The $4 billion valuation places Fal.ai among the most valuable AI infrastructure companies, though still behind category leaders like Databricks, which raised $10 billion at a $62 billion valuation. The valuation reflects both the strategic importance of AI infrastructure and investor confidence in Fal.ai's technical approach and market traction.

AI infrastructure has emerged as one of the most attractive investment categories within the broader AI ecosystem. While application-layer companies face intense competition and uncertain business models, infrastructure providers benefit from all AI development activity regardless of which specific applications succeed. This "picks and shovels" dynamic, reminiscent of the gold rush era, has made infrastructure investment particularly appealing.

Several factors distinguish successful AI infrastructure companies. Technical performance, particularly inference speed and cost efficiency, directly impacts customer economics and satisfaction. Platform flexibility, the ability to support diverse AI models and workloads, expands addressable market. And developer experience, how quickly teams can deploy and scale applications, determines adoption rates.

Capital Deployment Strategy

The $250 million round provides Fal.ai with substantial resources to accelerate product development, expand its engineering team, and potentially pursue strategic acquisitions. In AI infrastructure, scale often creates competitive advantages through improved economics, better performance, and stronger network effects.

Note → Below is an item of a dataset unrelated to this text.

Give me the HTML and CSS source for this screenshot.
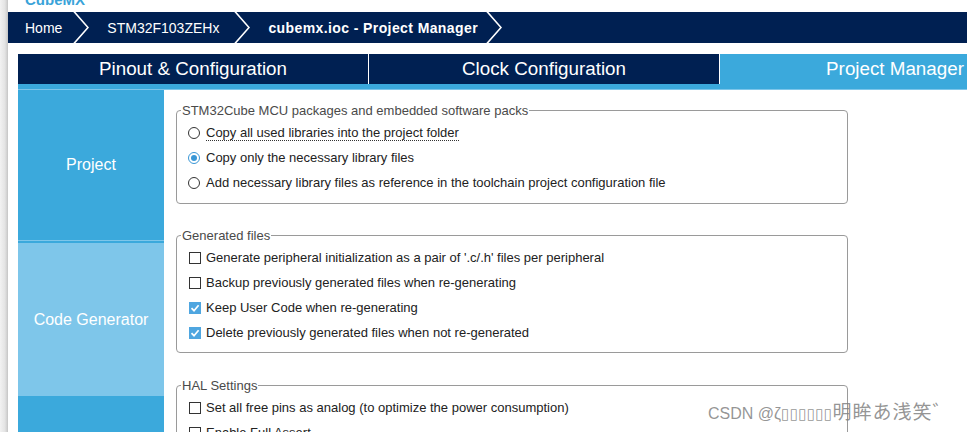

Infrastructure companies typically face high upfront capital requirements. Building and maintaining data center capacity, securing GPU allocations from manufacturers like Nvidia, and developing sophisticated software platforms all demand significant investment before generating substantial revenue. Large funding rounds enable infrastructure providers to build ahead of demand rather than constantly catching up to customer needs.

Industry Implications

Fal.ai's successful raise reflects broader trends in AI infrastructure investment. The sector attracted over $40 billion in 2025, with investors betting that whoever controls the infrastructure layer will capture significant value as AI applications proliferate.

The investment also highlights the ongoing race to build specialized AI infrastructure that can outperform general-purpose cloud providers. While Amazon Web Services, Microsoft Azure, and Google Cloud Platform all offer AI capabilities, specialized providers argue they can deliver superior performance and economics by focusing exclusively on AI workloads.

For developers and enterprises, the competition among infrastructure providers generally translates into better services at lower costs. As Fal.ai and competitors expand their capabilities and scale their operations, customers benefit from more options and improved performance across the ecosystem.

Looking Ahead

With fresh capital and a strong market position, Fal.ai faces the challenge of maintaining growth while defending against well-funded competitors. The company's success will likely depend on its ability to continue innovating on performance, expanding its platform capabilities, and building deep relationships with the developers and enterprises that rely on its infrastructure.

The multimodal AI market opportunity extends well beyond current applications. As AI becomes more sophisticated and integrated into more workflows, the infrastructure requirements will only intensify. Companies that can deliver reliable, performant, and cost-effective infrastructure at scale stand to capture significant value in the years ahead.